TICdb can be searched using a simple web form that allows the user to query the database by gene names. Only gene symbols approved by the HGNC are accepted; for this reason we include a list of valid HGNC gene identifiers, together with alternative aliases and a link to Entrez Gene, that will enable users to check gene aliases and HGNC approved names for their gene(s) of interest [see Additional file 2]. This list can also be accessed via a link to a page in which all HGNC names are hyperlinked, so that clicking on any one of them will perform the database search for that gene and take the user to the results page. This link is clearly shown in all database pages.
Searching for a valid HGNC symbol returns a table showing: i) a number identifying the fusion event; ii) for each partner gene involved in the translocation: the HGNC symbol, the description of the fragment harboring the breakpoint, and the position of the breakpoint within that fragment; and iii) the source of the junction sequence used to map the breakpoints (a cross-reference to either a Genbank or a PubMed record) hyperlinked to their respective databases. Clicking on any HGNC name in the results page will perform a database search for that gene. Fragment descriptions are in the form "ENSTX:IntronX", that is, the Ensembl stable identifier for the transcript, followed by the number of the intron (or exon) of that transcript containing the breakpoint. Fragment names are hyperlinked to Ensembl Exonview, so that the user can easily download the sequence of the fragment and locate the position of the breakpoint. Breakpoints derived from fusion transcript sequences, not mapped at the nucleotide level of resolution, are indicated as "breakpoint = 0". An Excel table with all the records present in the database sorted by gene names is provided [see Additional file 3] and is also easily accessible from the web pages. Searching with the wildcard "%" also returns all the entries in the database.
In the results page, genes are listed as 5' or 3' partner genes, depending on which part of the chimeric transcript is contributed by each gene. In this respect, it should be borne in mind that reciprocal fusion events frequently result in the generation of two chimeric transcripts, each corresponding to one of the translocated chromosomes. However, the oncogenic effect of the translocation is usually attributed to one of the fusion transcripts. For this reason, in these cases we consulted all Pubmed and Genbank sources and arranged the partner genes in the position (5' or 3') in which they appear in the fusion transcript most likely to be responsible for the disease. It should be noted that the same gene can appear as a 5' or 3' partner gene in different translocations.

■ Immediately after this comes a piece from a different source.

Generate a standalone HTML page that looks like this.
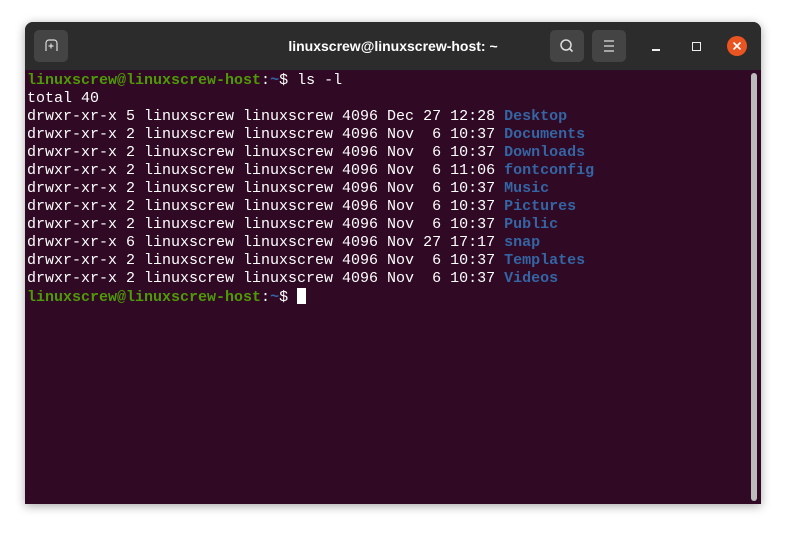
<!DOCTYPE html>
<html><head><style>
body{margin:0;width:786px;height:533px;background:#fff;position:relative;overflow:hidden;font-family:"Liberation Sans",sans-serif}
.win{position:absolute;left:25px;top:22px;width:736px;height:482px;background:#300a24;border-radius:8px 8px 0 0;box-shadow:0 2px 10px rgba(0,0,0,.35);overflow:hidden}
.tb{position:absolute;left:0;top:0;width:736px;height:48px;background:#2c2c2c}
.btn{position:absolute;top:8px;width:34px;height:32px;background:#444;border-radius:5px}
.title{position:absolute;left:0;width:736px;top:16px;text-align:center;color:#fff;font-weight:bold;font-size:14px}
pre{position:absolute;left:2px;top:50px;margin:0;font-family:"Liberation Mono",monospace;font-size:15px;line-height:18px;color:#fff}
.g{color:#4e9a06;font-weight:bold}.b{color:#3465a4;font-weight:bold}
.cur{display:inline-block;width:9px;height:16px;background:#fff;vertical-align:-3px}
.sb{position:absolute;left:726px;top:51px;width:6px;height:428px;background:#bbb;border-radius:3px}
</style></head><body>
<div class="win">
<div class="tb">
<div class="btn" style="left:9px"><svg width="34" height="32"><path d="M12 21V13a3 3 0 0 1 3-3h5a3 3 0 0 1 3 3v8M14.5 16h5M17 13.5v5" stroke="#ddd" stroke-width="1.2" fill="none"/></svg></div>
<div class="title">linuxscrew@linuxscrew-host: ~</div>
<div class="btn" style="left:525px"><svg width="34" height="32"><circle cx="16" cy="15" r="5" stroke="#ddd" stroke-width="1.5" fill="none"/><path d="M19.5 18.5l3 3" stroke="#ddd" stroke-width="1.6"/></svg></div>
<div class="btn" style="left:567px"><svg width="34" height="32"><path d="M12 11h10M12 16h10M12 21h10" stroke="#ddd" stroke-width="1.3"/></svg></div>
<div style="position:absolute;left:627px;top:27px;width:8px;height:1.5px;background:#eee"></div>
<div style="position:absolute;left:667px;top:20px;width:7px;height:7px;border:1.3px solid #eee"></div>
<div style="position:absolute;left:702px;top:14px;width:20px;height:20px;border-radius:50%;background:#e95420"><svg width="20" height="20"><path d="M6.5 6.5l7 7M13.5 6.5l-7 7" stroke="#fff" stroke-width="1.6"/></svg></div>
</div>
<pre><span class="g">linuxscrew@linuxscrew-host</span>:<span style="color:#3465a4;font-weight:bold">~</span>$ ls -l
total 40
drwxr-xr-x 5 linuxscrew linuxscrew 4096 Dec 27 12:28 <span class="b">Desktop</span>
drwxr-xr-x 2 linuxscrew linuxscrew 4096 Nov  6 10:37 <span class="b">Documents</span>
drwxr-xr-x 2 linuxscrew linuxscrew 4096 Nov  6 10:37 <span class="b">Downloads</span>
drwxr-xr-x 2 linuxscrew linuxscrew 4096 Nov  6 11:06 <span class="b">fontconfig</span>
drwxr-xr-x 2 linuxscrew linuxscrew 4096 Nov  6 10:37 <span class="b">Music</span>
drwxr-xr-x 2 linuxscrew linuxscrew 4096 Nov  6 10:37 <span class="b">Pictures</span>
drwxr-xr-x 2 linuxscrew linuxscrew 4096 Nov  6 10:37 <span class="b">Public</span>
drwxr-xr-x 6 linuxscrew linuxscrew 4096 Nov 27 17:17 <span class="b">snap</span>
drwxr-xr-x 2 linuxscrew linuxscrew 4096 Nov  6 10:37 <span class="b">Templates</span>
drwxr-xr-x 2 linuxscrew linuxscrew 4096 Nov  6 10:37 <span class="b">Videos</span>
<span class="g">linuxscrew@linuxscrew-host</span>:<span style="color:#3465a4;font-weight:bold">~</span>$ <span class="cur"></span></pre>
<div class="sb"></div>
</div>
</body></html>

The 414 unique fragments correspond to 378 introns and 36 exons, confirming that the vast majority of breakpoints (91.3%) are located within introns and that translocations very rarely disrupt exonic sequences. This is further supported by the fact that 15 of the exonic fragments that contain a translocation breakpoint are either the first or the last exon of the respective gene, with the breakpoint either located in the untranslated regions or keeping most of the coding sequence intact.
As mentioned before, all BLAST searches were manually curated. Visual inspection of BLAST outputs is necessary in order to resolve overlaps due to microhomologies, small deletions and insertions, and to choose the Ensembl transcript that is supported by a better annotation. This affords a high quality of the data contained in TICdb, at the cost of a rather time-consuming construction process. For this reason, general upgrades of the database will be performed only when a new NCBI build is released; regular updates including new information are much easier to do and are planned every 6 months.
The information contained in this database can be used to gain biological insights into the mechanisms leading to chromosome translocations in cancer. For instance, we have constructed a network of all the genes rearranged [see Additional file 1]. The content and topology of this network is very similar to that published by Höglund et al. [9], and follows a power law degree distribution. Since the network created by these authors was based on cytogenetic data, it has more nodes than our network. On the other hand, the interactions between nodes in our network are based on molecular data and so substantiate the findings of Höglund et al. at the molecular level.
Most importantly, TICdb should be very useful to those researchers trying to identify sequence motifs or functional and structural features associated with the appearance of a DNA double-strand break. Double-strand breaks are the initiating lesions that trigger a chromosome translocation, and the probability that a genomic region sustains a double-strand break might be dependent on its sequence context. In fact, several studies have shown that specific sequence motifs are significantly associated with translocation breakpoints in selected genes in some tumor types [10, 11], but genome-wide studies have been hindered by the lack of molecular data describing the location of all published translocation breakpoints in all types of malignancies, which is precisely the information provided by TICdb. In this regard, we have previously analyzed a smaller version of this database and could identify some structural features common to all translocations in human cancer [12]. Analyses such as this were very challenging, since the data required to perform them are scattered throughout several databases or in the literature. We expect that TICdb will greatly facilitate this task and thus become a useful resource in cancer genomics.